Industrial commercial practice treats the request for proposal as the start of the sales process. Recent research on B2B buyer behaviour shows the opposite. The formal request is one of the last stations on a journey the customer travels in silence for months.

Forrester estimates that between 70 and 80 per cent of the B2B buying journey takes place before the first interaction with a vendor. For complex technical solutions, that percentage remains above 65 per cent. By the time the buyer makes contact, their mental shortlist is built and frequently validated internally.

The second relevant data point comes from Gartner. In a typical B2B buying process, the buyer dedicates only 17 per cent of total time to conversations with potential vendors. Distributed across the suppliers that have reached the shortlist — on average three — each one has 5 to 6 per cent of total time to influence the decision.

The implication is direct. Most of the relevant commercial work happens when no salesperson is present. What the buyer finds, reads, hears, remembers and discusses before the tender determines who enters the final three. The commercial conversation decides little. It ratifies a great deal.

That invisible window is built with elements the industrial committee treats as expense: continued technical presence, content published by recognised specialists, active participation in prescriber forums, relationships with process engineering firms, editorial presence in sectoral technical press, documented cases in analogous categories. None of these elements is well measured by a conventional CRM.
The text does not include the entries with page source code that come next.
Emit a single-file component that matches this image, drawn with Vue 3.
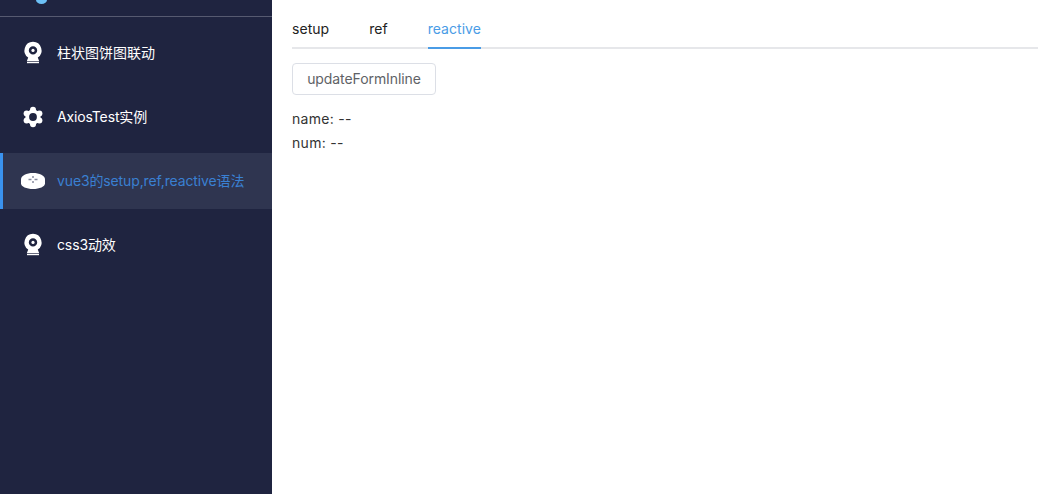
<script setup>
const menus = [
  { title: '柱状图饼图联动', icon: 'camera' },
  { title: 'AxiosTest实例', icon: 'gear', tight: true },
  { title: 'vue3的setup,ref,reactive语法', icon: 'router', active: true, tight: true },
  { title: 'css3动效', icon: 'camera', tight: true }
]
const tabs = ['setup', 'ref', 'reactive']
const activeTab = 'reactive'
// lobes of the gear icon, clockwise from the top
const lobes = [[12, 4.8], [18.400, 8.400], [18.400, 15.600], [12, 19.200], [5.600, 15.600], [5.600, 8.400]]
</script>

<template>
  <div class="layout">
    <aside class="side">
      <div class="logo">
        <span class="logo-mark"></span>
      </div>
      <ul class="menu">
        <li v-for="m in menus" :key="m.title" class="item" :class="{ active: m.active }">
          <svg v-if="m.icon === 'camera'" class="icon" viewBox="0 0 24 24">
            <path fill="#fff" fill-rule="evenodd" d="M12 .8a8.600 8.600 0 0 1 4.800 15.700l1.400 3.700H5.800l1.400-3.700A8.600 8.600 0 0 1 12 .8zm0 4.400a4.200 4.200 0 1 0 0 8.400 4.200 4.200 0 0 0 0-8.400z" />
            <rect x="6" y="20.900" width="12" height="1.300" fill="#fff" />
            <circle cx="12" cy="9.400" r="1.600" fill="#fff" />
          </svg>
          <svg v-else-if="m.icon === 'gear'" class="icon" viewBox="0 0 24 24">
            <circle v-for="(p, i) in lobes" :key="i" :cx="p[0]" :cy="p[1]" r="3" fill="#fff" />
            <circle cx="12" cy="12" r="7.600" fill="#fff" />
            <circle cx="12" cy="12" r="3.900" fill="#1f2440" />
          </svg>
          <svg v-else class="icon" viewBox="0 0 24 24">
            <path fill="#fff" d="M12 4c6.400 0 12 2.600 12 6.500v4c0 3-5.500 5.500-12 5.500S0 17.500 0 14.500v-4C0 6.600 5.600 4 12 4z" />
            <path stroke="#868b9e" stroke-width="1.500" fill="none" d="M7.500 10.500h3M13.500 10.500h3M12 7v2M12 12v2" />
          </svg>
          <span class="label" :class="{ tight: m.tight }">{{ m.title }}</span>
        </li>
      </ul>
    </aside>
    <main class="main">
      <div class="tabs">
        <div v-for="t in tabs" :key="t" class="tab" :class="{ on: t === activeTab }">{{ t }}</div>
      </div>
      <button class="btn"><span class="btn-text">updateFormInline</span></button>
      <p class="line">name: --</p>
      <p class="line">num: --</p>
    </main>
  </div>
</template>

<style>
html, body { margin: 0; background: #fff; }
</style>

<style scoped>
.layout { display: flex; height: 494px; overflow: hidden; font-family: Inter, "Noto Sans CJK SC", sans-serif; font-size: 14px; }
.side { width: 272px; flex: none; background: #1f2440; display: flex; flex-direction: column; }
.logo { height: 16px; border-bottom: 1px solid #565a70; padding-left: 36px; overflow: hidden; }
.logo-mark { display: block; width: 11px; height: 4px; background: #6cc0f5; border-radius: 0 0 50% 50% / 0 0 100% 100%; }
.menu { list-style: none; margin: 0; padding: 8px 0 0; }
.item { height: 56px; margin-bottom: 8px; padding-left: 18px; display: flex; align-items: center; color: #fff; box-sizing: border-box; border-left: 3px solid transparent; }
.item.active { background: #2f3550; border-left-color: #3a92ee; color: #3a80d2; }
.icon { width: 24px; height: 24px; flex: none; }
.label { margin-left: 12px; white-space: nowrap; padding-bottom: 2px; }
.label.tight { letter-spacing: -0.13px; }
.main { flex: 1; padding: 0 0 0 20px; color: #333; }
.tabs { display: flex; gap: 40px; height: 47px; border-bottom: 2px solid #e6e7ea; margin-bottom: 14px; }
.tab { height: 47px; line-height: 58px; color: #222; letter-spacing: 0.04px; }
.tab.on { color: #4a9ce6; border-bottom: 2px solid #4a9ce6; }
.btn { display: block; height: 32px; width: 144px; padding: 0; border: 1px solid #dcdfe6; border-radius: 4px; background: #fff; color: #606266; font: inherit; letter-spacing: -0.08px; margin-bottom: 12px; }
.btn-text { display: block; padding-bottom: 2px; }
.line { margin: 0; line-height: 24px; color: #333; letter-spacing: 0.3px; }
</style>
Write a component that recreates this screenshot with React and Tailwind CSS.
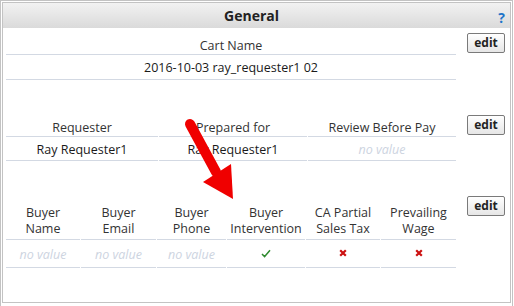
import React from "react";

const font = { fontFamily: '"Open Sans", "Noto Sans", sans-serif' };

function EditBtn() {
  return (
    <div className="ml-[11px] mt-[5px] w-[38px] h-[20px] border border-[#7a7a7a] rounded-[2px] bg-gradient-to-b from-[#ffffff] to-[#e6e6e6] flex items-center justify-center text-[12px] font-bold text-[#222] leading-none shrink-0">
      edit
    </div>
  );
}

function NoValue() {
  return <span className="italic text-[#cdd4df]">no value</span>;
}

function Section({ cols, headH, valH, headPb, valPt }) {
  return (
    <div className="flex mb-[30px]">
      <div className="flex gap-px w-[450px] shrink-0">
        {cols.map((c, i) => (
          <div key={i} className="flex flex-col" style={{ width: c.w }}>
            <div
              className="flex items-end justify-center text-center border-b border-[#d3d9e3] text-[#333] leading-4"
              style={{ height: headH, paddingBottom: headPb }}
            >
              <span>{c.h}</span>
            </div>
            <div
              className="flex items-center justify-center text-center border-b border-[#d3d9e3] text-[#1a1a1a]"
              style={{ height: valH, paddingTop: valPt }}
            >
              {c.v}
            </div>
          </div>
        ))}
      </div>
      <EditBtn />
    </div>
  );
}

const Check = () => (
  <svg width="10" height="9" viewBox="0 0 10 9" className="mb-[4px]">
    <path d="M1 5 L3.6 7.6 L9 1.2" fill="none" stroke="#2f8a2f" strokeWidth="1.5" />
  </svg>
);
const Cross = () => (
  <svg width="8" height="8" viewBox="0 0 8 8" className="mb-[4px]">
    <path d="M1.2 1.2 L6.8 6.8 M6.8 1.2 L1.2 6.8" fill="none" stroke="#cc1111" strokeWidth="2.2" />
  </svg>
);

export default function App() {
  return (
    <div className="w-[514px] h-[306px] bg-white overflow-hidden relative text-[12.5px]" style={font}>
      <div className="w-[513px] h-[306px] border-x border-t border-[#c3c3c3] pt-px px-px">
        <div className="h-[301px] border border-[#c3c3c3]">
          <div className="h-[25px] bg-gradient-to-b from-[#f2f2f2] to-[#dadada] flex items-center relative">
            <div className="flex-1 text-center font-bold text-[14px] text-[#222] pr-[10px]">General</div>
            <div className="absolute right-[5px] top-[4px] font-bold text-[14px] text-[#1f74c9]">?</div>
          </div>
          <div className="pl-[3px]">
            <Section
              headH={27}
              valH={25}
              headPb={0}
              valPt={2}
              cols={[{ w: 450, h: "Cart Name", v: "2016-10-03 ray_requester1 02" }]}
            />
            <Section
              headH={27}
              valH={24}
              headPb={0}
              valPt={3}
              cols={[
                { w: 152, h: "Requester", v: "Ray Requester1" },
                { w: 148, h: "Prepared for", v: "Ray Requester1" },
                { w: 148, h: "Review Before Pay", v: <NoValue /> },
              ]}
            />
            <Section
              headH={49}
              valH={28}
              headPb={2}
              valPt={3}
              cols={[
                { w: 74, h: <>Buyer<br />Name</>, v: <NoValue /> },
                { w: 75, h: <>Buyer<br />Email</>, v: <NoValue /> },
                { w: 69, h: <>Buyer<br />Phone</>, v: <NoValue /> },
                { w: 78, h: <>Buyer<br />Intervention</>, v: <Check /> },
                { w: 74, h: <>CA Partial<br />Sales Tax</>, v: <Cross /> },
                { w: 75, h: <>Prevailing<br />Wage</>, v: <Cross /> },
              ]}
            />
          </div>
        </div>
      </div>
      <svg className="absolute left-0 top-0 pointer-events-none" width="514" height="306">
        <line x1="190" y1="124" x2="216" y2="172" stroke="#f00000" strokeWidth="10" strokeLinecap="round" />
        <polygon points="203,182 231,164 233,199" fill="#f00000" />
      </svg>
    </div>
  );
}
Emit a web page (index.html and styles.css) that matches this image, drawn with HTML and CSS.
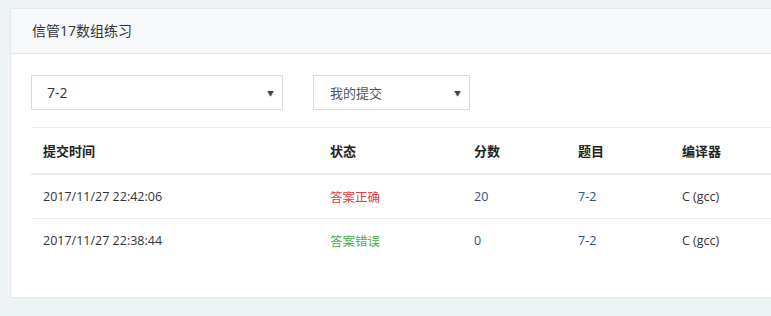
FILE: index.html
```html
<!DOCTYPE html>
<html>

<head>
    <title>信管17数组练习</title>
    <link rel="stylesheet" href="styles.css">
</head>

<body>
    <div class="card">
        <div class="card-header">信管17数组练习</div>

        <div class="card-body">
            <div class="filters">
                <div class="select select-problem">
                    <span>7-2</span>
                    <span class="caret">▼</span>
                </div>
                <div class="select select-scope">
                    <span>我的提交</span>
                    <span class="caret">▼</span>
                </div>
            </div>

            <table class="submissions">
                <colgroup>
                    <col class="col-time">
                    <col class="col-status">
                    <col class="col-score">
                    <col class="col-problem">
                    <col>
                </colgroup>
                <thead>
                    <tr>
                        <th>提交时间</th>
                        <th>状态</th>
                        <th>分数</th>
                        <th>题目</th>
                        <th>编译器</th>
                    </tr>
                </thead>
                <tbody>
                    <tr>
                        <td>2017/11/27 22:42:06</td>
                        <td class="accepted">答案正确</td>
                        <td class="link">20</td>
                        <td class="link">7-2</td>
                        <td>C (gcc)</td>
                    </tr>
                    <tr>
                        <td>2017/11/27 22:38:44</td>
                        <td class="wrong">答案错误</td>
                        <td class="link">0</td>
                        <td class="link">7-2</td>
                        <td>C (gcc)</td>
                    </tr>
                </tbody>
            </table>
        </div>
    </div>
</body>

</html>
```

FILE: styles.css
```css
body {
    font-family: "Open Sans", "Noto Sans CJK SC", sans-serif;
    font-size: 13px;
    color: #333;
    background-color: #eef3f6;
    margin: 0;
    padding: 8px 0 0 10px;
    overflow: hidden;
}

.card {
    width: 820px;
    background-color: #fff;
    border: 1px solid #e4e9ec;
    box-shadow: 0 1px 2px rgba(0, 0, 0, 0.04);
}

.card-header {
    height: 44px;
    line-height: 44px;
    padding-left: 21px;
    font-size: 14px;
    color: #333;
    background-color: #f7f8fa;
    border-bottom: 1px solid #e2e5e8;
}

.card-body {
    padding: 21px 20px 35px 20px;
}

.filters {
    display: flex;
    gap: 30px;
    padding-bottom: 17px;
    border-bottom: 1px solid #eceef0;
}

.select {
    height: 33px;
    display: flex;
    align-items: center;
    justify-content: space-between;
    border: 1px solid #d9dcdf;
    background-color: #fff;
    box-sizing: content-box;
}

.select-problem {
    width: 250px;
    font-size: 14px;
}

.select-problem span:first-child {
    padding-left: 15px;
}

.select-scope {
    width: 155px;
    font-size: 13px;
    color: #555;
}

.select-scope span:first-child {
    padding-left: 16px;
}

.caret {
    font-size: 7px;
    color: #444;
    padding-right: 8px;
}

.submissions {
    width: 100%;
    table-layout: fixed;
    border-collapse: collapse;
}

.col-time {
    width: 287px;
}

.col-status {
    width: 144px;
}

.col-score,
.col-problem {
    width: 104px;
}

.submissions th {
    text-align: left;
    font-weight: bold;
    height: 45px;
    padding: 0 12px;
    color: #222;
    border-bottom: 2px solid #e8eaec;
}

.submissions td {
    height: 43px;
    padding: 0 12px;
    font-size: 12.5px;
    border-bottom: 1px solid #eceef0;
}

.submissions tbody tr:last-child td {
    border-bottom: none;
}

.accepted {
    color: #e0403d;
}

.wrong {
    color: #4aae4a;
}

.link {
    color: #2b5082;
}
```
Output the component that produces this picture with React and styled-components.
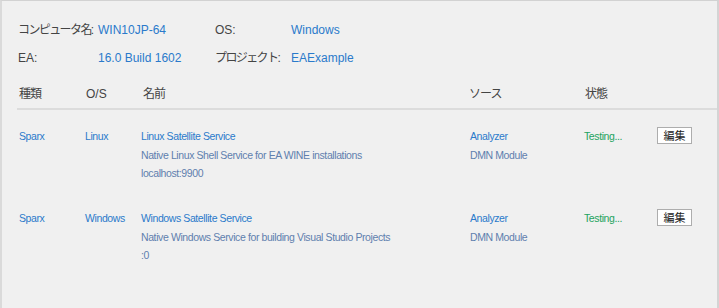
import React from 'react';
import styled, { createGlobalStyle } from 'styled-components';

const GlobalStyle = createGlobalStyle`
    body {
        margin: 0;
        font-family: "Liberation Sans", "Noto Sans CJK JP", sans-serif;
    }
`;

const Panel = styled.div`
    box-sizing: border-box;
    width: 719px;
    height: 308px;
    background: #f0f0f0;
    border-top: 1px solid #d2d2d2;
    border-left: 2px solid #dadada;
    border-right: 2px solid #d4d4d4;
    padding-top: 20px;
    overflow: hidden;
`;

const InfoGrid = styled.div`
    display: grid;
    grid-template-columns: 80px 117px 76px auto;
    row-gap: 10px;
    padding-left: 16px;
    font-size: 12px;
    line-height: 18px;
    white-space: nowrap;
`;

const Label = styled.span`
    color: #444;
    letter-spacing: ${p => p.$jp ? '-1.6px' : '0'};
`;

const Value = styled.span`
    color: #2a7acb;
`;

const Table = styled.div`
    margin-top: 18px;
    padding-left: 17px;
`;

const cols = '67px 57px 326px 116px 72px auto';

const HeadRow = styled.div`
    display: grid;
    grid-template-columns: ${cols};
    font-size: 12px;
    line-height: 18px;
    color: #444;
    padding-bottom: 5px;
    border-bottom: 2px solid #dcdcdc;
    margin-left: -2px;
    padding-left: 2px;
`;

const HeadCell = styled.span`
    letter-spacing: ${p => p.$jp ? '-1px' : '0'};
`;

const Row = styled.div`
    display: grid;
    grid-template-columns: ${cols};
    height: 83px;
    padding-top: ${p => p.$first ? '17px' : '16px'};
    box-sizing: border-box;
    font-size: 10.5px;
    letter-spacing: -0.4px;
    line-height: 18.5px;
    white-space: nowrap;
`;

const Cell = styled.div`
    display: flex;
    flex-direction: column;
    color: ${p => p.$tone === 'green' ? '#22a35e' : '#2a7acb'};
    margin-left: ${p => p.$shift || 0}px;
`;

const SubText = styled.span`
    color: #5f7fae;
`;

const EditButton = styled.button`
    width: 35px;
    height: 17px;
    margin-top: -5px;
    padding: 0;
    background: #fff;
    border: 1px solid #adadad;
    font-family: "Noto Sans CJK JP", sans-serif;
    font-size: 11px;
    line-height: 14px;
    color: #222;
`;

const services = [
    {
        vendor: 'Sparx',
        os: 'Linux',
        name: 'Linux Satellite Service',
        desc: 'Native Linux Shell Service for EA WINE installations',
        host: 'localhost:9900',
    },
    {
        vendor: 'Sparx',
        os: 'Windows',
        name: 'Windows Satellite Service',
        desc: 'Native Windows Service for building Visual Studio Projects',
        host: ':0',
    },
];

const App = () => {
    return (
        <>
            <GlobalStyle />
            <Panel>
                <InfoGrid>
                    <Label $jp>コンピュータ名:</Label>
                    <Value>WIN10JP-64</Value>
                    <Label>OS:</Label>
                    <Value>Windows</Value>
                    <Label>EA:</Label>
                    <Value>16.0 Build 1602</Value>
                    <Label $jp>プロジェクト:</Label>
                    <Value>EAExample</Value>
                </InfoGrid>
                <Table>
                    <HeadRow>
                        <HeadCell $jp>種類</HeadCell>
                        <HeadCell>O/S</HeadCell>
                        <HeadCell $jp>名前</HeadCell>
                        <HeadCell $jp>ソース</HeadCell>
                        <HeadCell $jp>状態</HeadCell>
                        <span />
                    </HeadRow>
                    {services.map((s, i) => (
                        <Row key={i} $first={i === 0}>
                            <Cell>{s.vendor}</Cell>
                            <Cell $shift={-1}>{s.os}</Cell>
                            <Cell $shift={-2}>
                                <span>{s.name}</span>
                                <SubText>{s.desc}</SubText>
                                <SubText>{s.host}</SubText>
                            </Cell>
                            <Cell $shift={1}>
                                <span>Analyzer</span>
                                <SubText>DMN Module</SubText>
                            </Cell>
                            <Cell $tone="green" $shift={-1}>Testing...</Cell>
                            <div>
                                <EditButton>編集</EditButton>
                            </div>
                        </Row>
                    ))}
                </Table>
            </Panel>
        </>
    );
};

export default App;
RAIN Group and Forrester document a complementary regularity. Suppliers who reach the buyer first, who enter their map before the formal search is activated, win between 35 and 50 per cent of B2B deals. The first-mover advantage is not metaphorical. It is statistical.

The application to general management is threefold. Reset the budgetary debate, because investment in pre-project visibility competes with the capture of current demand and, in terms of future share, usually has a higher return. Redefine the commercial dashboard, because measuring only opportunities opened conceals the real health indicator, which is the company's presence in the consideration sets before the trigger. Align marketing and sales around coverage, not just qualified leads.

Auditing the invisible window requires instruments that most industrial companies do not have: periodic spontaneous recall studies, analysis of the consideration set in target accounts, mapping of presence in prescriber ecosystems, listening to technical mentions in sectoral forums. Without those instruments, the executive committee discusses pipeline when it should discuss mental shortlist.

The standard budgetary objection is that investing in an invisible phase does not yield measurable return in the short term. The objection describes the pace, not the magnitude. Investment in pre-project presence yields over horizons of twelve to twenty-four months, which coincide with the average decision cycle in mature industrial markets. To forgo it because of its latency is to forgo the phase where most of the share is decided.

The formal opportunity is always the visible end of a long process. By the time it arrives, the most important decisions have already been made. The question for industrial management is not how to win the next tender. It is how to ensure presence within the tenders that have not yet been opened.